Scoot over, Scotland: there’s a new player in the single malt game – and it’s actually your neighbour to the North. Myken, a Norwegian island just north of the Arctic circle, is currently home to the world’s northernmost whisky distillery as well as a new single malt that has matured under the midnight sun and the Northern Lights. Here’s what you need to know about the Myken whisky.
It’s a labour of love
Myken Distillery was established in 2013 by a group of five Norwegian whisky enthusiasts who loved Myken island so much that they were looking for a reason to move there permanently. So they bought the island’s old fish factory and turned it into a small distillery that started production in 2014. The first product to come out of their casks and on the Norwegian market was Myken Arctic Gin, with juniper that was mostly gathered from Myken island – but the real star of the show took four years of work to finally be ready.
It’s already going places
Although the product wasn’t ready at the time, the Myken whisky team made an appearance at the Oslo Whisky Festival in 2014 to talk about their process. Since then, they’ve been participating in whisky fairs and masterclasses all around Norway and Sweden, while also doing private cask samples for clients and guided tours of the distillery, organising pop-up whisky bars in major Norwegian cities and inviting chefs over at Myken for food pairing tastings. Not too bad for a labour of love!
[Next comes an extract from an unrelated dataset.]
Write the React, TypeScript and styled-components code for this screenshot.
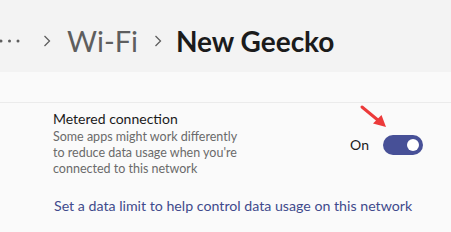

It’s an integral part of Norwegian nature
The team didn’t just choose Myken for its fresh air (although they love its fresh air). They believe that the energy of the ocean waves, constantly crashing so close to the distillery and the warehouse, actually carries to the final product. Myken whisky is actually made from desalinated Arctic seawater straight from the Vestfjorden and stored and matured under the midnight sun and the Northern Lights. And although right now they have to import their malt from Germany (since the quality of the existing Norwegian malt is not up to their standards), their ultimate goal is to cultivate their own malt – for a product that will be 100 percent locally made.